American Businessman & Political Administrator

David Armstrong Fink (born around 1961) is an American businessman and politician who is the current administrator of the Federal Railroad Administration. He was confirmed by the US Senate on October 7th, 2025. By 1998, he had joined his father's company, Pan Am Railways (at the time named Guilford Rail System) and became the vice president. His father, also named David Fink, co-owned the company alongside Timothy Mellon.
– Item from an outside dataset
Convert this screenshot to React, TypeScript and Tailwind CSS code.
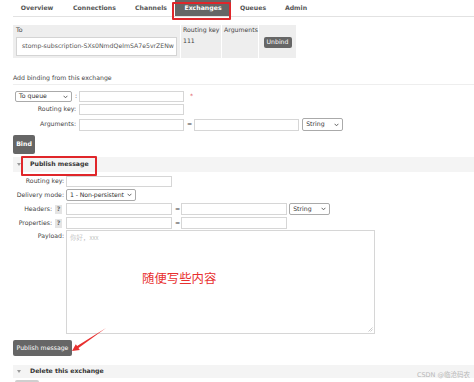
import React from 'react';

const tabs = [
  { label: 'Overview', w: 'w-[48px]' },
  { label: 'Connections', w: 'w-[67px]' },
  { label: 'Channels', w: 'w-[46px]' },
  { label: 'Exchanges', w: 'w-[56px]', active: true },
  { label: 'Queues', w: 'w-[44px]' },
  { label: 'Admin', w: 'w-[42px]' },
];

function Chevron() {
  return (
    <svg width="5" height="4" viewBox="0 0 5 4" className="shrink-0">
      <path d="M0.6 0.8 L2.5 2.8 L4.4 0.8" fill="none" stroke="#555" strokeWidth="0.9" />
    </svg>
  );
}

function Select({ label, className }: { label: string; className: string }) {
  return (
    <div
      className={`flex items-center justify-between gap-[2px] whitespace-nowrap border border-[#aaa] rounded-[2px] bg-white pl-[3px] pr-[3px] text-[#333] ${className}`}
    >
      <span>{label}</span>
      <Chevron />
    </div>
  );
}

function Field({ className }: { className: string }) {
  return <div className={`border border-[#d6d6d6] bg-white ${className}`} />;
}

function Help() {
  return (
    <span className="ml-[3px] inline-flex h-[9px] w-[7px] items-center justify-center bg-[#e4e4e4] text-[#666] font-bold">
      ?
    </span>
  );
}

function SectionBar({ title }: { title: string }) {
  return (
    <div className="ml-[13px] flex h-full items-center bg-[#f4f4f4] font-bold text-[#333]">
      <svg width="4" height="3" viewBox="0 0 4 3" className="ml-[4px] mr-[9px]">
        <path d="M0 0 H4 L2 3 Z" fill="#9a9a9a" />
      </svg>
      <span>{title}</span>
    </div>
  );
}

export default function App() {
  return (
    <div className="relative h-[382px] w-[474px] overflow-hidden bg-white font-['DejaVu_Sans',sans-serif] text-[6.2px] leading-none text-[#444]">
      {/* Tabs */}
      <div className="ml-[13px] flex h-[17px] border-b border-[#e2e2e2] font-bold text-[#555]">
        {tabs.map((t) => (
          <div
            key={t.label}
            className={`flex h-full items-center justify-center ${t.w} ${
              t.active ? 'ml-[1px] bg-[#666] text-white' : ''
            }`}
          >
            {t.label}
          </div>
        ))}
      </div>

      {/* Bindings table */}
      <div className="ml-[13px] mt-[8px] flex h-[33px] gap-px whitespace-nowrap">
        <div className="flex w-[167px] flex-col bg-[#eeeeee] px-[3px]">
          <div className="flex h-[11px] items-center">To</div>
          <div className="mt-px flex h-[19px] items-center border border-[#d4d4d4] bg-white pl-[5px] text-[#555]">
            stomp-subscription-SXs0NmdQelmSA7e5vrZENw
          </div>
        </div>
        <div className="flex w-[40px] flex-col bg-[#eeeeee] px-[2px]">
          <div className="flex h-[11px] items-center">Routing key</div>
          <div className="mt-[2px]">111</div>
        </div>
        <div className="flex w-[36px] flex-col bg-[#eeeeee] px-[2px]">
          <div className="flex h-[11px] items-center">Arguments</div>
        </div>
        <div className="flex w-[37px] flex-col items-center bg-[#eeeeee]">
          <div className="h-[12px]" />
          <div className="flex h-[11px] w-[28px] items-center justify-center rounded-[2px] bg-[#666] text-white">
            Unbind
          </div>
        </div>
      </div>

      {/* Add binding */}
      <div className="ml-[13px] mt-[15px] flex h-[12px] items-center border-b border-[#eeeeee]">
        Add binding from this exchange
      </div>

      <div className="mt-[6px] flex h-[11px] items-center">
        <div className="ml-[15px] flex w-[62px] items-center">
          <Select label="To queue" className="h-[11px] w-[57px]" />
          <span className="ml-[3px]">:</span>
        </div>
        <Field className="ml-[2px] h-[11px] w-[105px]" />
        <span className="ml-[6px] self-start pt-[2px] text-[#e05a5a]">*</span>
      </div>
      <div className="mt-[2px] flex h-[11px] items-center">
        <div className="w-[76px] text-right">Routing key:</div>
        <Field className="ml-[3px] h-[11px] w-[105px]" />
      </div>
      <div className="mt-[3px] flex h-[13px] items-center">
        <div className="w-[76px] text-right">Arguments:</div>
        <Field className="ml-[3px] h-[12px] w-[105px]" />
        <span className="ml-[3px]">=</span>
        <Field className="ml-[2px] h-[12px] w-[105px]" />
        <Select label="String" className="ml-[3px] h-[13px] w-[41px]" />
      </div>
      <div className="ml-[13px] mt-[4px] flex h-[19px] w-[22px] items-center justify-center rounded-[2px] bg-[#666] font-bold text-white">
        Bind
      </div>

      {/* Publish message */}
      <div className="mt-[3px] h-[15px]">
        <SectionBar title="Publish message" />
      </div>
      <div className="mt-[4px] flex h-[11px] items-center">
        <div className="w-[64px] text-right">Routing key:</div>
        <Field className="ml-[2px] h-[11px] w-[106px]" />
      </div>
      <div className="mt-[2px] flex h-[12px] items-center">
        <div className="w-[64px] text-right">Delivery mode:</div>
        <Select label="1 - Non-persistent" className="ml-[2px] h-[12px] w-[70px] tracking-[-0.1px]" />
      </div>
      <div className="mt-[2px] flex h-[12px] items-center">
        <div className="flex w-[64px] items-center justify-end pr-[2px]">
          Headers: <Help />
        </div>
        <Field className="ml-[2px] h-[12px] w-[106px]" />
        <span className="ml-[3px]">=</span>
        <Field className="ml-[1px] h-[12px] w-[106px]" />
        <Select label="String" className="ml-[2px] h-[12px] w-[41px]" />
      </div>
      <div className="mt-[2px] flex h-[12px] items-center">
        <div className="flex w-[64px] items-center justify-end pr-[2px]">
          Properties: <Help />
        </div>
        <Field className="ml-[2px] h-[12px] w-[106px]" />
        <span className="ml-[3px]">=</span>
        <Field className="ml-[1px] h-[12px] w-[106px]" />
      </div>
      <div className="mt-px flex">
        <div className="mt-[3px] w-[64px] text-right">Payload:</div>
        <div className="relative ml-[2px] h-[104px] w-[309px] border border-[#d6d6d6] bg-white">
          <span className="absolute left-[3px] top-[3px] font-['Noto_Sans_CJK_SC',serif] text-[6.5px] font-light text-[#a8a8a8]">
            你好，xxx
          </span>
          <span className="absolute left-[75px] top-[41px] font-['Noto_Sans_CJK_SC',sans-serif] text-[12.4px] text-[#e8302f]">
            随便写些内容
          </span>
          <svg width="5" height="5" viewBox="0 0 5 5" className="absolute bottom-px right-px">
            <path d="M4.5 0.5 L0.5 4.5 M4.5 2.5 L2.5 4.5" stroke="#aaa" strokeWidth="0.6" />
          </svg>
        </div>
      </div>
      <div className="ml-[13px] mt-[6px] flex h-[16px] w-[59px] items-center justify-center rounded-[2px] bg-[#666] text-white">
        Publish message
      </div>

      {/* Delete this exchange */}
      <div className="mt-[9px] h-[13px]">
        <SectionBar title="Delete this exchange" />
      </div>
      <div className="ml-[15px] mt-[2px] h-[10px] w-[24px] rounded-[2px] bg-[#cfcfcf]" />

      {/* Annotations */}
      <div className="pointer-events-none absolute left-[172px] top-[2px] h-[18px] w-[59px] rounded-[1px] border-2 border-[#e0262a]" />
      <div className="pointer-events-none absolute left-[21px] top-[156px] h-[20px] w-[76px] rounded-[1px] border-2 border-[#e0262a]" />
      <svg
        className="pointer-events-none absolute left-0 top-0"
        width="474"
        height="382"
        viewBox="0 0 474 382"
      >
        <polygon
          points="106,328 78.5,348.1 79.8,350 72,351 75.8,344.2 77.1,346.1"
          fill="#e8302f"
        />
      </svg>
      <div className="pointer-events-none absolute right-[4px] top-[372px] font-['DejaVu_Sans','Noto_Sans_CJK_SC',sans-serif] text-[6.5px] text-[#b8b8b8]">
        CSDN @临沧码农
      </div>
    </div>
  );
}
Starting in 2006, the same year that Pan Am Railways was rebranded, David was promoted to the president of the company, and held that position all the way up until its acquisition by CSX in 2022. Near the end of his tenure, the National Transportation Safety Board (NTSB) sent a letter to Pan Am that claimed the railroad failed "to develop a positive safety culture throughout the organization".

== Early life and education ==
David Armstrong Fink was born around 1961 to his father, David Andrew Fink.

He obtained his Bachelor of Science in Transportation and Physical Distribution Management from Northeastern University, then a Master of Science in Business Administration from Pennsylvania State University.

== Early career in transportation (1976-1998) ==
When he was 15 years old, he was a summer track worker at Conrail. While at Northeastern University, he had two co-op jobs with the Boston & Maine Railroad. After graduating from Penn State, he worked for General Motors.

== Tenure as Vice-President of Guildford Rail System (1998-2006) ==
His father worked closely with Timothy Mellon as they founded the company in the early 1980s. Most likely thanks to this connection, David Armstrong Fink was able to be promoted to the Executive Vice President.

== Tenure as President of Pan Am Railways (2006-2022) ==
David was promoted to the executive president of the railway. Afterwards, the railway rebranded itself in 2006 by taking on the former airline's logo and name, despite the brand already being bought back in 1998.

From 2012 to 2015, he alongside the company was the defendant of a lawsuit made by a former railroad superintendent Kurt E. Peterson.

Pan Am Railways was put up for sale in 2020. He resigned on June 1st, 2022. That same day, CSX announced that it acquired the company.

== After resignation (2022-2025) ==
David served as a part-time lecturer at Northeastern University from September 2020 to December 2024.

== Nomination & time as Administrator of FRA (2024-present) ==
President Donald Trump announced his intention to nominate David on December 23rd, 2024 on Truth Social. He was confirmed on October 7th of 2025, though was originally nominated in January of that year.

== Personal life ==
David lives with his wife and two children in New Hampshire.